# [GIVEN INFORMATION]
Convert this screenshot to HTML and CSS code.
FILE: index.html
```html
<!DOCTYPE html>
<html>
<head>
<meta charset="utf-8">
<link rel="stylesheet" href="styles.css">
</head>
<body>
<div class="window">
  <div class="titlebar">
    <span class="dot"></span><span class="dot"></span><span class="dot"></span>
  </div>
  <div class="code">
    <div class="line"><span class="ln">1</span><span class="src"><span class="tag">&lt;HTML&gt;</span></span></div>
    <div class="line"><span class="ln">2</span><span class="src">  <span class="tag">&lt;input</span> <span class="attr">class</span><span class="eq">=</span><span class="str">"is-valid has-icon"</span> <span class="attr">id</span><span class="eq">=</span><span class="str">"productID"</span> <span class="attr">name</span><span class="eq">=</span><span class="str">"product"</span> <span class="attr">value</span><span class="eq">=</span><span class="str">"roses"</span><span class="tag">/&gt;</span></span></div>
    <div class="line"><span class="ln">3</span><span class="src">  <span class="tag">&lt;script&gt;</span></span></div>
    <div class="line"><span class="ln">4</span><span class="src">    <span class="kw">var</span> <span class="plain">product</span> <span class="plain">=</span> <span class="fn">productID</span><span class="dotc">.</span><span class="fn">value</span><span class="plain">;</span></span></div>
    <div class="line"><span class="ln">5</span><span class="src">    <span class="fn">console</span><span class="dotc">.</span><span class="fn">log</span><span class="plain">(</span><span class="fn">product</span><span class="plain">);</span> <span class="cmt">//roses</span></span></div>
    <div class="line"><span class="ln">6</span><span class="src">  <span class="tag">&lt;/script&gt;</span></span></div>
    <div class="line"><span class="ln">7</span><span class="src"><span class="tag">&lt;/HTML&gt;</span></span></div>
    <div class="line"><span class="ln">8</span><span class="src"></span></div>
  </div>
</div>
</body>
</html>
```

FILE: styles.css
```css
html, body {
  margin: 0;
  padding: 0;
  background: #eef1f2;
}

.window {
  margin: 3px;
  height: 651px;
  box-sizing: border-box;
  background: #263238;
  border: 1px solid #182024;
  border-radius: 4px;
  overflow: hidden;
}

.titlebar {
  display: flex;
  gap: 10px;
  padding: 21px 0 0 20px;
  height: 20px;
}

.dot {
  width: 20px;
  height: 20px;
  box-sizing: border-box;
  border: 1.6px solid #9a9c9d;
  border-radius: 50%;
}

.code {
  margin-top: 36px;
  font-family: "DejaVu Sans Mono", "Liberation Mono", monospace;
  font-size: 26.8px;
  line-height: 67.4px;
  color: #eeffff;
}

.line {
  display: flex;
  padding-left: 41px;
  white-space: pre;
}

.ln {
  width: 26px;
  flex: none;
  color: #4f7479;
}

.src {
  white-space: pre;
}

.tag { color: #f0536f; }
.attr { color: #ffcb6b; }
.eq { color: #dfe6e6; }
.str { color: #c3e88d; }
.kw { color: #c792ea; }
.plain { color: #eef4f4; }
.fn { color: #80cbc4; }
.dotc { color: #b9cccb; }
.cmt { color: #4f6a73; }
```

# [WORK INSTRUCTIONS]
Faithfully transcribe the whole of the data.

# [COMPLETED EXERCISE]
Convert this screenshot to HTML and CSS code.
FILE: index.html
```html
<!DOCTYPE html>
<html>
<head>
<meta charset="utf-8">
<link rel="stylesheet" href="styles.css">
</head>
<body>
<div class="window">
  <div class="titlebar">
    <span class="dot"></span><span class="dot"></span><span class="dot"></span>
  </div>
  <div class="code">
    <div class="line"><span class="ln">1</span><span class="src"><span class="tag">&lt;HTML&gt;</span></span></div>
    <div class="line"><span class="ln">2</span><span class="src">  <span class="tag">&lt;input</span> <span class="attr">class</span><span class="eq">=</span><span class="str">"is-valid has-icon"</span> <span class="attr">id</span><span class="eq">=</span><span class="str">"productID"</span> <span class="attr">name</span><span class="eq">=</span><span class="str">"product"</span> <span class="attr">value</span><span class="eq">=</span><span class="str">"roses"</span><span class="tag">/&gt;</span></span></div>
    <div class="line"><span class="ln">3</span><span class="src">  <span class="tag">&lt;script&gt;</span></span></div>
    <div class="line"><span class="ln">4</span><span class="src">    <span class="kw">var</span> <span class="plain">product</span> <span class="plain">=</span> <span class="fn">productID</span><span class="dotc">.</span><span class="fn">value</span><span class="plain">;</span></span></div>
    <div class="line"><span class="ln">5</span><span class="src">    <span class="fn">console</span><span class="dotc">.</span><span class="fn">log</span><span class="plain">(</span><span class="fn">product</span><span class="plain">);</span> <span class="cmt">//roses</span></span></div>
    <div class="line"><span class="ln">6</span><span class="src">  <span class="tag">&lt;/script&gt;</span></span></div>
    <div class="line"><span class="ln">7</span><span class="src"><span class="tag">&lt;/HTML&gt;</span></span></div>
    <div class="line"><span class="ln">8</span><span class="src"></span></div>
  </div>
</div>
</body>
</html>
```

FILE: styles.css
```css
html, body {
  margin: 0;
  padding: 0;
  background: #eef1f2;
}

.window {
  margin: 3px;
  height: 651px;
  box-sizing: border-box;
  background: #263238;
  border: 1px solid #182024;
  border-radius: 4px;
  overflow: hidden;
}

.titlebar {
  display: flex;
  gap: 10px;
  padding: 21px 0 0 20px;
  height: 20px;
}

.dot {
  width: 20px;
  height: 20px;
  box-sizing: border-box;
  border: 1.6px solid #9a9c9d;
  border-radius: 50%;
}

.code {
  margin-top: 36px;
  font-family: "DejaVu Sans Mono", "Liberation Mono", monospace;
  font-size: 26.8px;
  line-height: 67.4px;
  color: #eeffff;
}

.line {
  display: flex;
  padding-left: 41px;
  white-space: pre;
}

.ln {
  width: 26px;
  flex: none;
  color: #4f7479;
}

.src {
  white-space: pre;
}

.tag { color: #f0536f; }
.attr { color: #ffcb6b; }
.eq { color: #dfe6e6; }
.str { color: #c3e88d; }
.kw { color: #c792ea; }
.plain { color: #eef4f4; }
.fn { color: #80cbc4; }
.dotc { color: #b9cccb; }
.cmt { color: #4f6a73; }
```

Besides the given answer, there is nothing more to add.